* BEGIN DATASET ROWS *
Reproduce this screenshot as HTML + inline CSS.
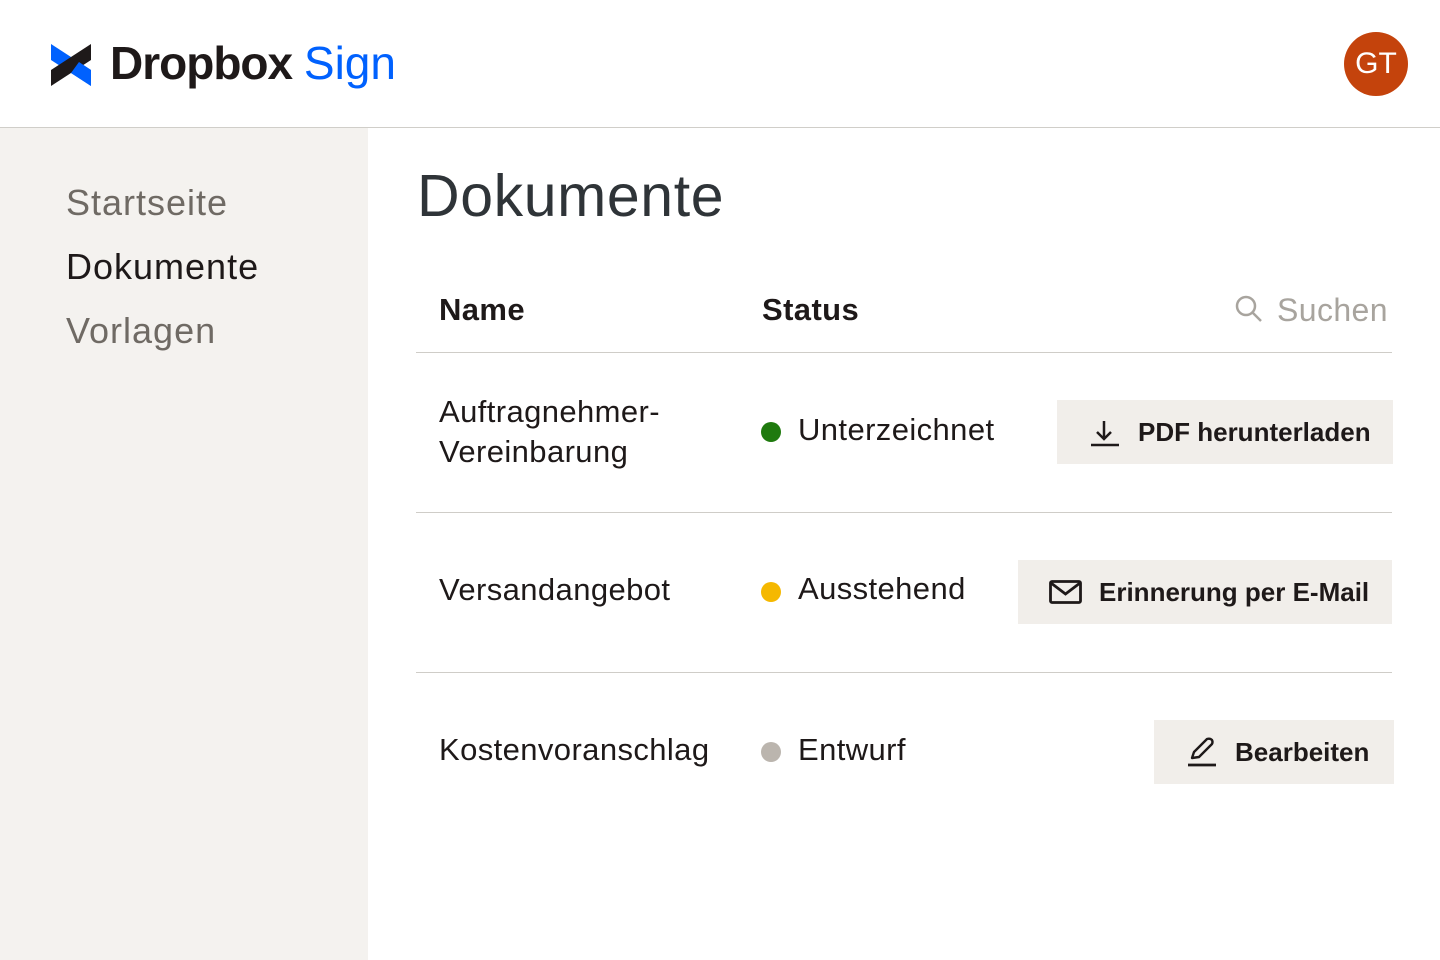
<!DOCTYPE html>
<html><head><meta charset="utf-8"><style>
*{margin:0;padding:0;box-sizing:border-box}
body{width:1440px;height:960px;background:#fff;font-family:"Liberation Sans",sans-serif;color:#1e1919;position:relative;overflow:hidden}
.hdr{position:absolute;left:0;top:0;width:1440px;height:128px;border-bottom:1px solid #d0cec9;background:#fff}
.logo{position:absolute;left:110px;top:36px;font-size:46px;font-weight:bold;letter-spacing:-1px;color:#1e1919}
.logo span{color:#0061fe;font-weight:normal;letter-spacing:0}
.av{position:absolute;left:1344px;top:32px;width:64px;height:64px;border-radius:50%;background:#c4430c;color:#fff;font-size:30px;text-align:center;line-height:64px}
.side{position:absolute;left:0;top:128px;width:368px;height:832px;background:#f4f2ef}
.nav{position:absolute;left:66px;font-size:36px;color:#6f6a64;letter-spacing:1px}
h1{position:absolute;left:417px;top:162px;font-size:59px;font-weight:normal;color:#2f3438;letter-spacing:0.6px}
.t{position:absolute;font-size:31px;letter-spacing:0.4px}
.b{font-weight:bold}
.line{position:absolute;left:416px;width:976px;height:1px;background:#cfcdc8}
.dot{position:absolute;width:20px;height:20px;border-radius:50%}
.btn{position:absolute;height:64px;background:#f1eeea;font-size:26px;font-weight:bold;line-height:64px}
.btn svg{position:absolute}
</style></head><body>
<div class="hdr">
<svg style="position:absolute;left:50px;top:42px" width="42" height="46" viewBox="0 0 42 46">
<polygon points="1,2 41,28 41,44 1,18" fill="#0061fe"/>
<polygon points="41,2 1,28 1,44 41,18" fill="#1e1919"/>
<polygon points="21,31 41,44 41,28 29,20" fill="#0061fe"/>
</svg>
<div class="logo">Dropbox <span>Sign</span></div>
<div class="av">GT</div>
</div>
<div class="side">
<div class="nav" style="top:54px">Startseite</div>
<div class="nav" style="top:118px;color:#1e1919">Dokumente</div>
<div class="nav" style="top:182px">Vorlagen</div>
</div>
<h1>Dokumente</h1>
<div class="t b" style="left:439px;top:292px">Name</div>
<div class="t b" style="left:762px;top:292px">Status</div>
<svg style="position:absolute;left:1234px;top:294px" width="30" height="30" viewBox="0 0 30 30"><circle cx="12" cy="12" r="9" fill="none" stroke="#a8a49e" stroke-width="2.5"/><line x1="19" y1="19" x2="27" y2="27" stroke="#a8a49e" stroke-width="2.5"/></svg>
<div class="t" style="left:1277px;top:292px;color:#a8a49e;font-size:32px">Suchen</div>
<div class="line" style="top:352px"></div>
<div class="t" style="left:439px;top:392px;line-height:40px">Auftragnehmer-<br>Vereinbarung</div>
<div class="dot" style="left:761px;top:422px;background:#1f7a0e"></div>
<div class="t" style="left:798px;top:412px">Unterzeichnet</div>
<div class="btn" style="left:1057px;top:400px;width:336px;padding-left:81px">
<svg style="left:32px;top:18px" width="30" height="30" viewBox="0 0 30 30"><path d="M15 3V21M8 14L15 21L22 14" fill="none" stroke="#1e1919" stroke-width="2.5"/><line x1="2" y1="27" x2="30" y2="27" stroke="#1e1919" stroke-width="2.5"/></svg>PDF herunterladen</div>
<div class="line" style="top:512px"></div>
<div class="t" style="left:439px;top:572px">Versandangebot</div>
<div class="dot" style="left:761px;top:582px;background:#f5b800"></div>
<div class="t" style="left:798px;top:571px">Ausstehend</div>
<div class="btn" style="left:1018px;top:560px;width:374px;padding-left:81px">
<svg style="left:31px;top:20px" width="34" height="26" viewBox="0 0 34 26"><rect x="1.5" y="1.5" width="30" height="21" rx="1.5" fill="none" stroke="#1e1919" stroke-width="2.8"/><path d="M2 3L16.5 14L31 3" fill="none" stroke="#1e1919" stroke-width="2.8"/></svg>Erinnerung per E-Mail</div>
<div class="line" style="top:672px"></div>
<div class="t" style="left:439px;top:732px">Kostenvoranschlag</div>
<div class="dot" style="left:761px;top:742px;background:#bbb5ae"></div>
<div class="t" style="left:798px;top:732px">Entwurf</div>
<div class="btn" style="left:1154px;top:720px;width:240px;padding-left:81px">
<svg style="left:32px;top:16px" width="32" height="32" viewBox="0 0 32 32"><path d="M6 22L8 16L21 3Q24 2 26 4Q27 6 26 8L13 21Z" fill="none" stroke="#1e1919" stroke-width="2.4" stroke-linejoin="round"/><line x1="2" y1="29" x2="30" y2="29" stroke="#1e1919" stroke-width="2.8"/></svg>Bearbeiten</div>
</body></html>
* END DATASET ROWS *
* BEGIN DATASET ROWS *
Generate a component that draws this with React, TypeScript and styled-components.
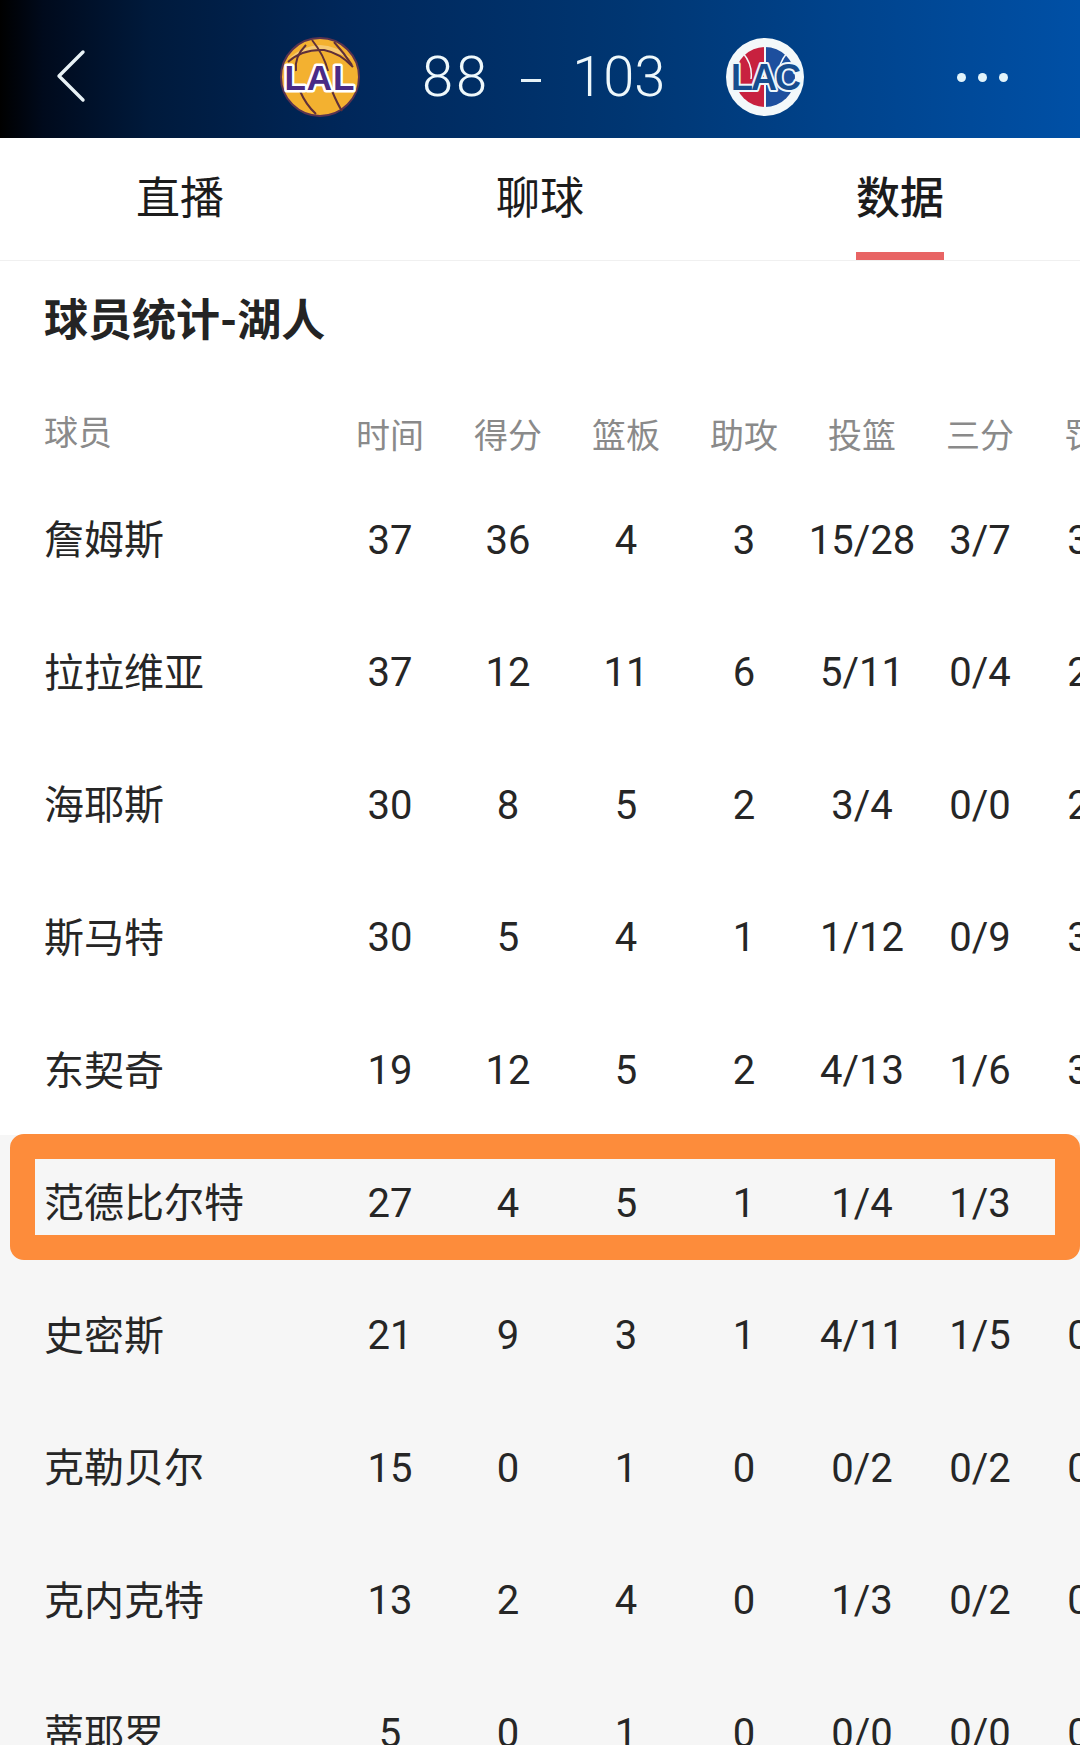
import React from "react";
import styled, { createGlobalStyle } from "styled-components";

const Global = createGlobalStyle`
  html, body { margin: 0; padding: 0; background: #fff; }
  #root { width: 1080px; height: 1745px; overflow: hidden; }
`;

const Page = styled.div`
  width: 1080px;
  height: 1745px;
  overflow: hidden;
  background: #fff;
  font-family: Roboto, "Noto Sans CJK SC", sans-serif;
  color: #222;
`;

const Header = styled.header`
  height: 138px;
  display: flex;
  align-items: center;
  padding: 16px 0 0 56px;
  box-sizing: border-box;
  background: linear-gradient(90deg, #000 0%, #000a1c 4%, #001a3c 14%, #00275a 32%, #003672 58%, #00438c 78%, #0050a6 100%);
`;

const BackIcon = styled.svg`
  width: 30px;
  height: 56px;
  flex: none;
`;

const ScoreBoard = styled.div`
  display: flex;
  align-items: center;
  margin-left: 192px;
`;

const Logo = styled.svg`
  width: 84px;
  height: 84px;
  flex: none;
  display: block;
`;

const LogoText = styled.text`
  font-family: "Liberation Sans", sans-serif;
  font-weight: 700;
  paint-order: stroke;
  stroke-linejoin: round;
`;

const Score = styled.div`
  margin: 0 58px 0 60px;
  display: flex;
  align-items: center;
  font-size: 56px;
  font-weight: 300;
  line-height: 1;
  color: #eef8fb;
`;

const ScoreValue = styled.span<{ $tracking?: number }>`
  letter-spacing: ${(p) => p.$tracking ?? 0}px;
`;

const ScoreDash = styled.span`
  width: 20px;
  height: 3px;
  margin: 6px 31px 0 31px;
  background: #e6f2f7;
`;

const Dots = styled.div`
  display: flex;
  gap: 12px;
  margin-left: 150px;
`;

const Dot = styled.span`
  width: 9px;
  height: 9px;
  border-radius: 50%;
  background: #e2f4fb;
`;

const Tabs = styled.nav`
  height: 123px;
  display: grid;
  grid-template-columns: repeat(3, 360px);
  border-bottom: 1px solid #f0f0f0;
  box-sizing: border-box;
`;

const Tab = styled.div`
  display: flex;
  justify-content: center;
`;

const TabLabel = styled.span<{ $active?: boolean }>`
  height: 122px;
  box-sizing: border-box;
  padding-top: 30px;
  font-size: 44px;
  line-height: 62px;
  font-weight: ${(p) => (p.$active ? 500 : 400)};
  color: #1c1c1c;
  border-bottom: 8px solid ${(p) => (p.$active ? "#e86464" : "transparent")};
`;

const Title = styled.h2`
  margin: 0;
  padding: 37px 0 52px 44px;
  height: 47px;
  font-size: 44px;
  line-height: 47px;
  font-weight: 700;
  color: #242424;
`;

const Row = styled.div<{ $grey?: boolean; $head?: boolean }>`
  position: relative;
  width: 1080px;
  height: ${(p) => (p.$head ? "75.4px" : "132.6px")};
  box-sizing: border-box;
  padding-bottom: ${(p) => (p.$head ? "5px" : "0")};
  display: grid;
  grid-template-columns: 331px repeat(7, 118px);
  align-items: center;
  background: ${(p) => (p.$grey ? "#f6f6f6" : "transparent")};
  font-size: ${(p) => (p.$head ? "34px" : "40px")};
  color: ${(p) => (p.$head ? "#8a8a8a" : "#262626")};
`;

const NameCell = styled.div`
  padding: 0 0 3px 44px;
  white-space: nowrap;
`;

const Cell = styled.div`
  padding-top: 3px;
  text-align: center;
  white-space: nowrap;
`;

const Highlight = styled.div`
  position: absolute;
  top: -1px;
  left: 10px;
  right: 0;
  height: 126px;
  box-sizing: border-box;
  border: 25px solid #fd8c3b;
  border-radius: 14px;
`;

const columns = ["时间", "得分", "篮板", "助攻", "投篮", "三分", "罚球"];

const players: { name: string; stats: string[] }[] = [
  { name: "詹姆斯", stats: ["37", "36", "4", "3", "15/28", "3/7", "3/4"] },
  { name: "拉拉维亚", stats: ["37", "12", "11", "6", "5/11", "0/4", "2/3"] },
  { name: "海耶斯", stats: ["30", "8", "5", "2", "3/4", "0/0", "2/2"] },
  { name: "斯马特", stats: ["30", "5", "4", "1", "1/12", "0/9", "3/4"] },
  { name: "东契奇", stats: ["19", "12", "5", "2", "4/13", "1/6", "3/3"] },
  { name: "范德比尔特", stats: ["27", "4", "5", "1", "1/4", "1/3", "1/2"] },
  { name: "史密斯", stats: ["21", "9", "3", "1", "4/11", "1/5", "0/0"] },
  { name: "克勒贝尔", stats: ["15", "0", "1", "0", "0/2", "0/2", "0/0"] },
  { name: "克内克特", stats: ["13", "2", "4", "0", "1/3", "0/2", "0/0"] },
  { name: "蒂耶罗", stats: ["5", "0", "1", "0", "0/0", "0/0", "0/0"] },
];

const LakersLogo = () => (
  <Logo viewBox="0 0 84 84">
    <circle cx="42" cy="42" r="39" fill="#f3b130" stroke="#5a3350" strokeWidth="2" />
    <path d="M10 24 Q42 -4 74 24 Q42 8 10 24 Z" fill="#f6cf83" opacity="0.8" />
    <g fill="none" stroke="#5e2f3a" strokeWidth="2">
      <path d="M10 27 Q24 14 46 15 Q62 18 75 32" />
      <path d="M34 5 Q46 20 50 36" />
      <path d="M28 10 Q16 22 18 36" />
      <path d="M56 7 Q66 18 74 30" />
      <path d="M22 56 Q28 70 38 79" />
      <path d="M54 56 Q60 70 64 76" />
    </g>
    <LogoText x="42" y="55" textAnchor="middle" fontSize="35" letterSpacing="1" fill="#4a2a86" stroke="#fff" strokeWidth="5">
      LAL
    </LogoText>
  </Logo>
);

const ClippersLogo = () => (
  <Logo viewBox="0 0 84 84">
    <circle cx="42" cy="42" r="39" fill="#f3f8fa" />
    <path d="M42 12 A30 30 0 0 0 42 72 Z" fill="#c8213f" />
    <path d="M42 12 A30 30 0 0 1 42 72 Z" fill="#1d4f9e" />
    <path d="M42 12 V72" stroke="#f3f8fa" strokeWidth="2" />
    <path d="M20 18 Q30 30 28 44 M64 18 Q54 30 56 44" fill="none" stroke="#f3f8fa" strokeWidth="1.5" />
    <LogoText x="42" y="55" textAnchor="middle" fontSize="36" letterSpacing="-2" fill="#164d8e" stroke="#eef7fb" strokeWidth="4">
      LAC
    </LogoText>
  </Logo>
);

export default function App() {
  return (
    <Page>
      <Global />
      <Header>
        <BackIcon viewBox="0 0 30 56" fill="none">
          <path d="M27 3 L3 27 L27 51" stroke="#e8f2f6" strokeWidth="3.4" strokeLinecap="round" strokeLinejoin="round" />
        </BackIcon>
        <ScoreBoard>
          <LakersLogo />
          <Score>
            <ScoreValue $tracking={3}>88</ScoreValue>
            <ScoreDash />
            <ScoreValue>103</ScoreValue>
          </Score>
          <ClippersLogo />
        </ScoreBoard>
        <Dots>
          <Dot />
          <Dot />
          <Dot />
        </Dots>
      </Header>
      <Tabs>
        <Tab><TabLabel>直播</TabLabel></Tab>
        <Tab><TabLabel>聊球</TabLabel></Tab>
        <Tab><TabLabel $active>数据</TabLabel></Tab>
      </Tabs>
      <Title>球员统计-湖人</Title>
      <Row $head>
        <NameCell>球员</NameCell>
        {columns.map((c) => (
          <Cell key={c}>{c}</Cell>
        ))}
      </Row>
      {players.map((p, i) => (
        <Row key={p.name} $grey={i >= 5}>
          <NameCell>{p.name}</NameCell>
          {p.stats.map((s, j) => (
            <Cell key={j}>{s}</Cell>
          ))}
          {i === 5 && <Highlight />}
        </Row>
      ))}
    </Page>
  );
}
* END DATASET ROWS *
WHAT IS BEING ASKED: Return each line with "this".

EXPECTED OUTPUT:
Reproduce this screenshot as HTML + inline CSS.
Generate a component that draws this with React, TypeScript and styled-components.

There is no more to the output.